Roger Walkowiak (pronounced: [ʁɔ.ʒe wal.kov.jak]; 2 March 1927 – 6 February 2017) was a French road bicycle racer who won the 1956 Tour de France. He was a professional rider from 1950 until 1960. He died on 6 February 2017 at the age of 89.

From 1930 the Tour de France had been contested by national and regional teams. Roger Walkowiak was recruited for the French regional Nord-Est-Centre team, representing the North-east and Centre of France, despite coming from Montluçon in the South-West. He was the only rider available at late notice to replace an original team member, Gilbert Bauvin, who had been promoted to France's main team.

Walkowiak escaped on the 7th stage from Lorient to Angers in a group of 31 riders that won that day by over 18 minutes. The advantage was enough to give him the yellow jersey of the overall race lead. At this stage the race's stars did not consider this 'insignificant' rider to be a risk.

Walkowiak lost the jersey to Gerrit Voorting at the end of stage 10 which took some of the pressure off his shoulders. In the Pyrenees Belgium's Jan Adriaensens took the lead. At Aix-en-Provence (stage 15) Dutchman Wout Wagtmans took the jersey, but Walkowiak was still well placed.

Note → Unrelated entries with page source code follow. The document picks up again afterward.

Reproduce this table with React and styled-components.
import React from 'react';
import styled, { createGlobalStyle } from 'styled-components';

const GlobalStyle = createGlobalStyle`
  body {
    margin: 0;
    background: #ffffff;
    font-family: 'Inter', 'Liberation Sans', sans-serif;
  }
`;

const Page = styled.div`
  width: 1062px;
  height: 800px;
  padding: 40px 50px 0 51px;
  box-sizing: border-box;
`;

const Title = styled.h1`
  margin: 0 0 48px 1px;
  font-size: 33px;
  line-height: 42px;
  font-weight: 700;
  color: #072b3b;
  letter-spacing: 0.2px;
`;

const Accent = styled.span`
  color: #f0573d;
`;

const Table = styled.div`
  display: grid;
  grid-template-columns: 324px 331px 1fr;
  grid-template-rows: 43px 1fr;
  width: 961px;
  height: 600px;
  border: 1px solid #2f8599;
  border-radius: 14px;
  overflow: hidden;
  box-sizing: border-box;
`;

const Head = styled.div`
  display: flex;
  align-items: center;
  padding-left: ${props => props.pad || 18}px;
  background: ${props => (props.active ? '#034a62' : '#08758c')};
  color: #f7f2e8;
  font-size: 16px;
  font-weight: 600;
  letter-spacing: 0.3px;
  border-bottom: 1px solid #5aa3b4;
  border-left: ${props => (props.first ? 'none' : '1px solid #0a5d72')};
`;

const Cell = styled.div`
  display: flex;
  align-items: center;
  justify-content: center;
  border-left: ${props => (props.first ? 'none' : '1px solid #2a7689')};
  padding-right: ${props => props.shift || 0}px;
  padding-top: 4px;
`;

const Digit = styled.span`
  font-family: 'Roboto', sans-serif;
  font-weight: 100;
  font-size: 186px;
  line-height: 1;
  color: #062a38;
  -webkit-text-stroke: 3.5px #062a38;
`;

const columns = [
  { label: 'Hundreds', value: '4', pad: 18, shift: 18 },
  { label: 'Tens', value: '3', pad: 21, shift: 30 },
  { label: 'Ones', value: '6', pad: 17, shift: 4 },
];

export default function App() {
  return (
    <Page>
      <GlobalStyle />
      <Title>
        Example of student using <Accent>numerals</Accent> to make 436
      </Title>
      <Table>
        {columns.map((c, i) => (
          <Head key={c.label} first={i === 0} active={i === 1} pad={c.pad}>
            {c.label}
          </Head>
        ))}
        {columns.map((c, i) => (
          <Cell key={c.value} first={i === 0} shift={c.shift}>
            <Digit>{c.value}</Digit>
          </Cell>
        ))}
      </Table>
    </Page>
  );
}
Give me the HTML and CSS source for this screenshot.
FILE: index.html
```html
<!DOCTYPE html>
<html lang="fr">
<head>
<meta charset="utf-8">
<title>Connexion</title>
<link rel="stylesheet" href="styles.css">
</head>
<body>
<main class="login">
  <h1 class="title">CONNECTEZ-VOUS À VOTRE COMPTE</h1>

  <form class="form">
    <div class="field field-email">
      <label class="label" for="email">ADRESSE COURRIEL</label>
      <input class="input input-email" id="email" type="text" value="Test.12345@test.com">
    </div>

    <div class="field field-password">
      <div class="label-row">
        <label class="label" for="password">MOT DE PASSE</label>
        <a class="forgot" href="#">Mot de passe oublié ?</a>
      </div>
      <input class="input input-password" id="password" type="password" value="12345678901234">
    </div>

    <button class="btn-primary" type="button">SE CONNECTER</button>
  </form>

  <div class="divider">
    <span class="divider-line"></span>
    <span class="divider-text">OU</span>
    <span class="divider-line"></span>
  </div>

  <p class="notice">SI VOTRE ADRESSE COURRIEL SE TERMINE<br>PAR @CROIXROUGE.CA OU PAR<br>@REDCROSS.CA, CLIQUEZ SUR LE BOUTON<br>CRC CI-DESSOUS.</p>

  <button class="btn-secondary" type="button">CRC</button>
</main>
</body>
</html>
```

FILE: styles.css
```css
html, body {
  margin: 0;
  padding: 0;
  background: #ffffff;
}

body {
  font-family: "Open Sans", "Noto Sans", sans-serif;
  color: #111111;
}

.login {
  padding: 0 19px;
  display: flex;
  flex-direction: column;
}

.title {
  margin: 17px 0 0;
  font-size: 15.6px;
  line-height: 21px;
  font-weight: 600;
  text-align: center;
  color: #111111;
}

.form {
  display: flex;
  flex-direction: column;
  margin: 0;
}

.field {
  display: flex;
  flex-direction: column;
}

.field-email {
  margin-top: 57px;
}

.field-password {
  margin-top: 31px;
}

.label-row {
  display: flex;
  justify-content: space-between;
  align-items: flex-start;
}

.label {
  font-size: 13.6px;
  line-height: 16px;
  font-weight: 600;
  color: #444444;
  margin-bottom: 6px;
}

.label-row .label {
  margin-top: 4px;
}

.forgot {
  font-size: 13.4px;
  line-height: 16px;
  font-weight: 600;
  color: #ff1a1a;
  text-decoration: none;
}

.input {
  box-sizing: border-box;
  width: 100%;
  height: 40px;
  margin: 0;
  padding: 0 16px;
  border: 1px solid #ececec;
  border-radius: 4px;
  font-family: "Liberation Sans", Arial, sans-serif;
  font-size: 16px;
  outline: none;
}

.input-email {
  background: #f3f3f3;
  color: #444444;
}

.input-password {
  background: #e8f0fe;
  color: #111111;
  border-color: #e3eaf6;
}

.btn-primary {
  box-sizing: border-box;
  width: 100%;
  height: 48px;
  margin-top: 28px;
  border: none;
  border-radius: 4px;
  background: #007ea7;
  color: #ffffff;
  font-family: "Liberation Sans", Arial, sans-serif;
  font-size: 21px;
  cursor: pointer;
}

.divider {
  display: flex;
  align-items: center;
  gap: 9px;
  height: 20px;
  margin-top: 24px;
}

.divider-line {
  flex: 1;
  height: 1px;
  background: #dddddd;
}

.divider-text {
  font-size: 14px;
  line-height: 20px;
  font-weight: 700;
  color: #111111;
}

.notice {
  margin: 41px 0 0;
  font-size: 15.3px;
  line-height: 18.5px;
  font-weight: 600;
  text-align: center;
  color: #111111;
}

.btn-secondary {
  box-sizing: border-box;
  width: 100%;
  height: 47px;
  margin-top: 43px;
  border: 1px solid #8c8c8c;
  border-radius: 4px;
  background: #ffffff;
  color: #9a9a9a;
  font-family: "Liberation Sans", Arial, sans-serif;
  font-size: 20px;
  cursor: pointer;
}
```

On the Alpine stage 18 (TorinoGrenoble), the climbing specialist Charly Gaul (Luxembourg), who had lost a lot of time in the flat stages, attacked to try and win the King of the Mountains competition (which he eventually did, beating Federico Bahamontes). Gaul's attack split the field; Wagtmans lost 16 minutes and Walkowiak took back the yellow jersey after losing only 8 minutes to Gaul on the day.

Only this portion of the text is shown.